Lawrence artist James Darrel Kizer crouches beneath his sculpture, Organic

He’s the only Lawrence artist in this year’s exhibition, sponsored in part by the Lawrence Arts Commission, which pays each artist a $750 honorarium. The rest of the sculptors hail from cities across the United States. Some are new to the show — one of the oldest in the country — but others are returning, including Bounnak Thammavong, of Cedar Falls, Iowa; Chris Wubbena, of Waterloo, Iowa; and Willie Ray Parish, of La Union, N.M.

Art in plain sight

Parish’s “Breech,” tucked into the northeast corner of the east said of South Park, was selected by Cozad as Best in Show.

“I fell in love with its evocative shape and the artist’s sublime use of color,” she says. “At once purely formal, yet reminiscent of a whale or other sea mammal, it is both beautiful and intimidating.”

Indeed, the steel piece, almost instantly recognizable as the indication of a breeching whale, stands a formidable 11 feet tall, 5 feet wide and 6 feet deep. Parish used 16-gauge steel, however, so the piece only weighs about 250 to 300 pounds.

It’s part of his Humpback Series of abstract sculptures that reference surfacing sea mammals.

“(The series) developed as an interest in environmental issues,” says Parish, who teaches sculpture at the University of Texas at El Paso. “We’ve done more damage to the earth in the last 60 years than in the previous million, so I wanted to draw people’s attention to environmental issues.”

Parish added the red paint on the “whale’s” head for dramatic effect, and the red vertical stripes on one side of the form indicate baleen, he explains.

The abstract nature of the piece is the rule rather than the exception in the exhibition. Other than Gary Mark, whose “Self Portrait as a Midget” uses fairly straightforward human forms, the artists opt for whimsical lines, found objects and mysterious surfaces. All attempt to communicate concepts rather than present something that’s simply nice to look at.

Even in Lawrence, the sculptures’ presence at downtown corners provides an element of surprise.

The 17th annual Outdoor Downtown Sculpture Exhibition opens with a guided tour at 5:30 p.m.

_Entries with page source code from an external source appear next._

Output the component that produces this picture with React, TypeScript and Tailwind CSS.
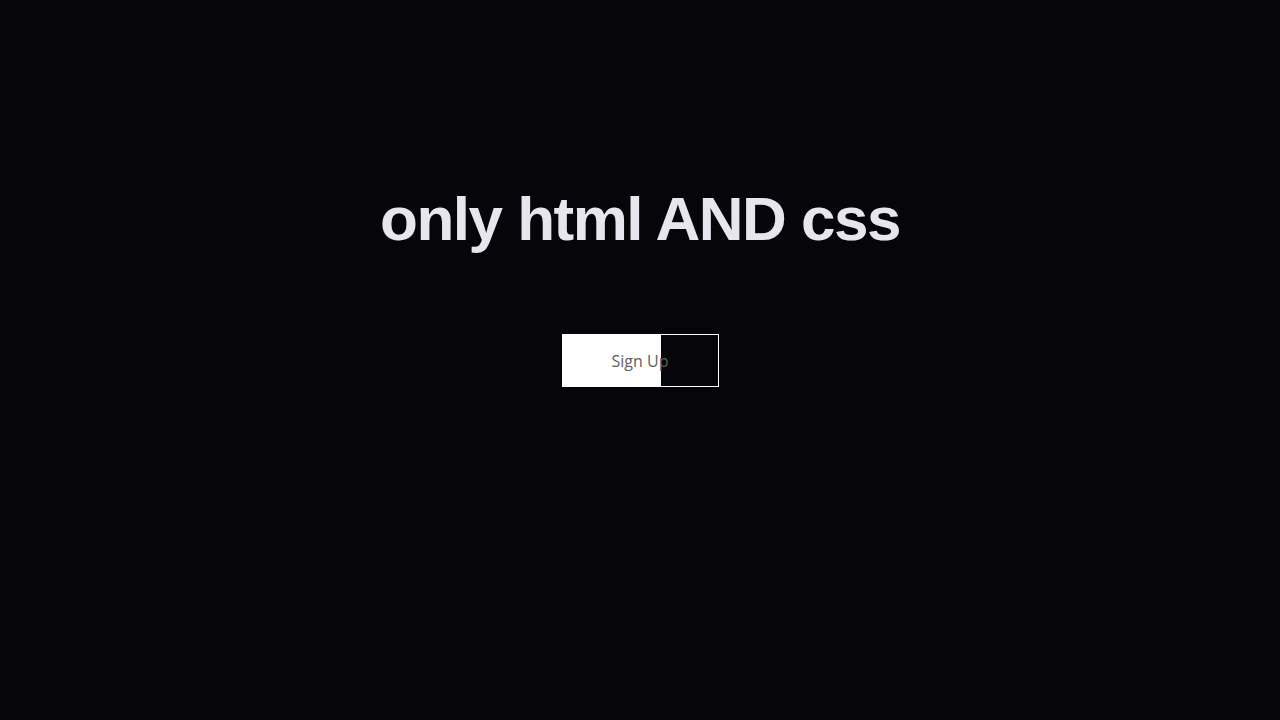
export default function App() {
  return (
    <main className="flex h-[720px] w-full flex-col items-center bg-[#06060a]">
      <h1 className="mt-[179px] text-[62px] font-bold leading-[80px] tracking-[-1.5px] text-[#e6e6ee] [font-family:'Liberation_Sans',Arial,sans-serif]">
        only html AND css
      </h1>
      <button className="relative mt-[75px] h-[53px] w-[157px] border border-white bg-[#06060a]">
        <span className="absolute inset-y-0 left-0 w-[98px] bg-white" />
        <span className="relative text-[16px] text-[#606060] [font-family:'Open_Sans',sans-serif]">Sign Up</span>
      </button>
    </main>
  )
}
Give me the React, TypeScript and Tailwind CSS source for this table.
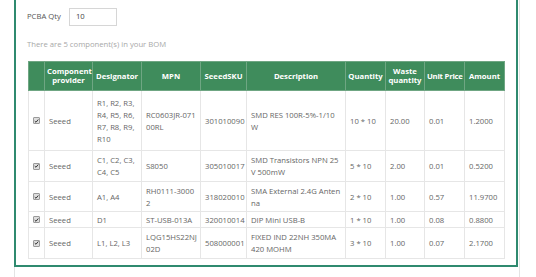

Saturday. The walking tour begins at the Lawrence Arts Center, 940 N.H., and ends there with a reception. Arts commissioner Jeff Ridgway is tentatively scheduled to lead the tour.Anyone interested in purchasing a piece in this year’s exhibition may call the office of the City Manager at 832-3400. Prices range from $2,250 to $15,000.The exhibition will remain on view through next spring and is sponsored by the Lawrence Arts Commission, the Kansas Sculptors Assn., the Lawrence Convention and Visitors Bureau and the City of Lawrence.

“I think it’s wonderful,” Cozad says of the public art show. “My philosophy is that art should be part of everyone’s daily life, and when you have an outdoor sculpture exhibition, the public doesn’t have to make a conscious decision to walk into a museum or buy a ticket or anything like that.

“It’s available for people who live in Lawrence who might just be walking down the street as they go about they’re daily business.”

Boundless energy

Cozad won’t be able to attend Saturday’s exhibition tour, traditionally led by the juror. Arts commissioner Jeff Ridgway is tentatively scheduled to fill in.

Parish and many of the other regional artists won’t be able to make it either, but Kizer will be on hand to discuss his work.

He probably won’t tell the story of a magical experience last fall that helped solidify in his mind the boundless energy of leaves, which he now tries to infuse in his sculptures.

Kizer was jogging on a windy day. Stray leaves lifted by the breeze danced around him, brushing his cheeks, begging for attention. Then he saw them: Six black, plastic bags — obviously filled with leaves — blowing haphazardly down Massachusetts Street.

“You can’t stop them,” he says, laughing. “You can bag them, but you can’t keep nature down. I thought, ‘This is a perfect illustration of humans and nature rubbing up against each other.’

“I felt like chasing them down and letting them go.”